Higgs: the beginning of the exploration
Even in the most specialized circles, the new particle discovered in July is not called the “Higgs boson” yet. Physicists still hesitate to give it this name because they want to be sure that its properties fit with those predicted by the Higgs theory. This week, at the HCP conference in Kyoto, CMS and ATLAS presented their latest results: a more refined data analysis has produced a more accurate value of the mass of the particle and has started to show decay channels never before observed.
Since July, both ATLAS and CMS have been working on extending the capabilities of their data analysis. The large teams of physicists have studied in even greater detail all the signals and the information that can be extracted from the data. Following this collective effort, both collaborations have recently presented an update on the mass of the new particle, together with several new measurements which are starting to unveil its properties.

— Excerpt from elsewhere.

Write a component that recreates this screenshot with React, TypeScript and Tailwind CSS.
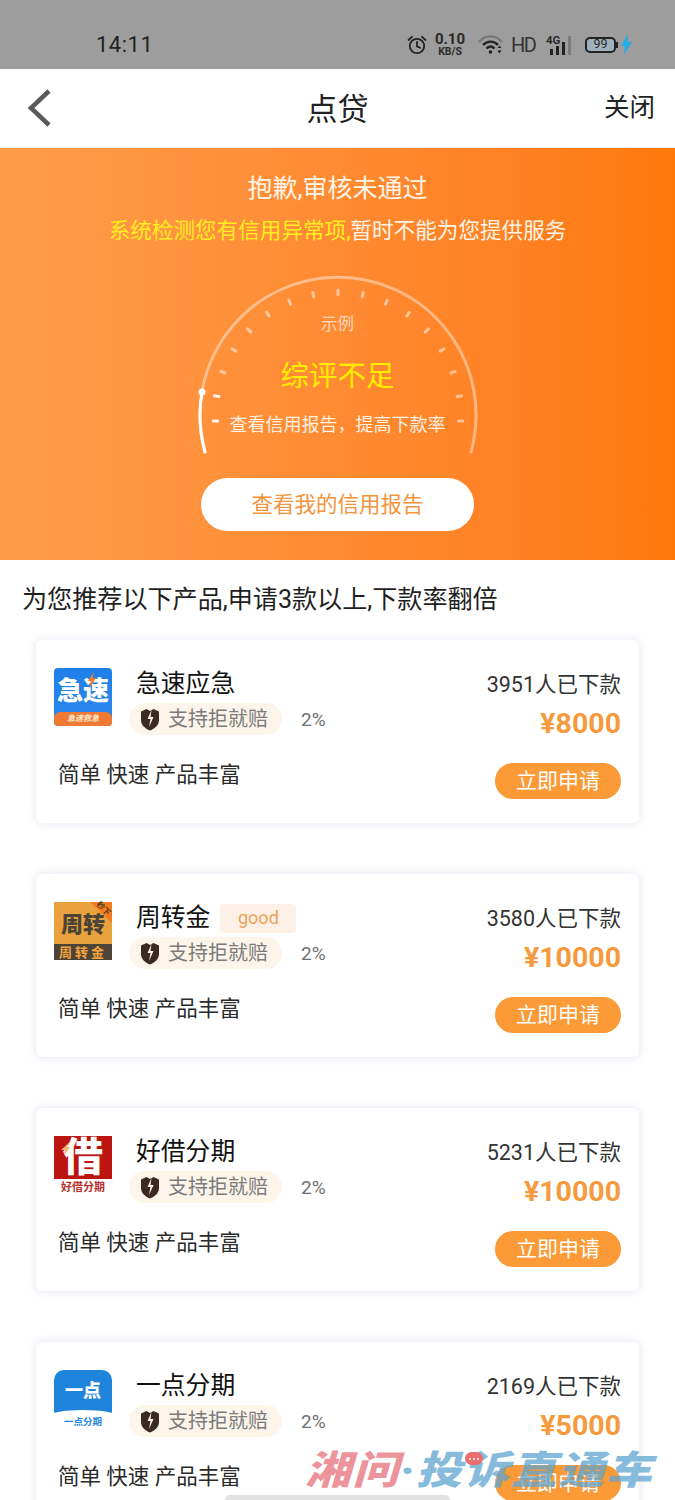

ATLAS has analysed a large sample of 13 fb-1 at 8 TeV energy. The large statistics will allow the collaboration to study physics processes – such as the decays of the new particle into two photons or into four leptons – which drive many of the property measurements. A preliminary observation of new decay channels - such as those of the new boson into two taus or into two b quarks - was reported for the first time in Kyoto. Globally, the results are compatible with the Standard Model Higgs expectations. The updated value of the mass is mX = 126 GeV.
Very similar results were presented by CMS. The larger statistics are giving more precision to the July results. The mass of the new particle measured by CMS is:
mX = 125.8 ± 0.4(stat) ± 0.4(syst) GeV. The signal now has a significance of 6.8 sigmas. The analysis is also showing that the new particle seems to be approaching the characteristics expected for the Higgs boson, and its decays into fermions (such as tau particles) are starting to gain significance. The couplings of the new boson are well within 2 standard deviations from the values predicted by the Standard Model.
The analysis will continue as the experiments move from discovery to a phase of measurements and in-depth studies. The collaborations plan to present updated results based on the larger data sample in the coming months.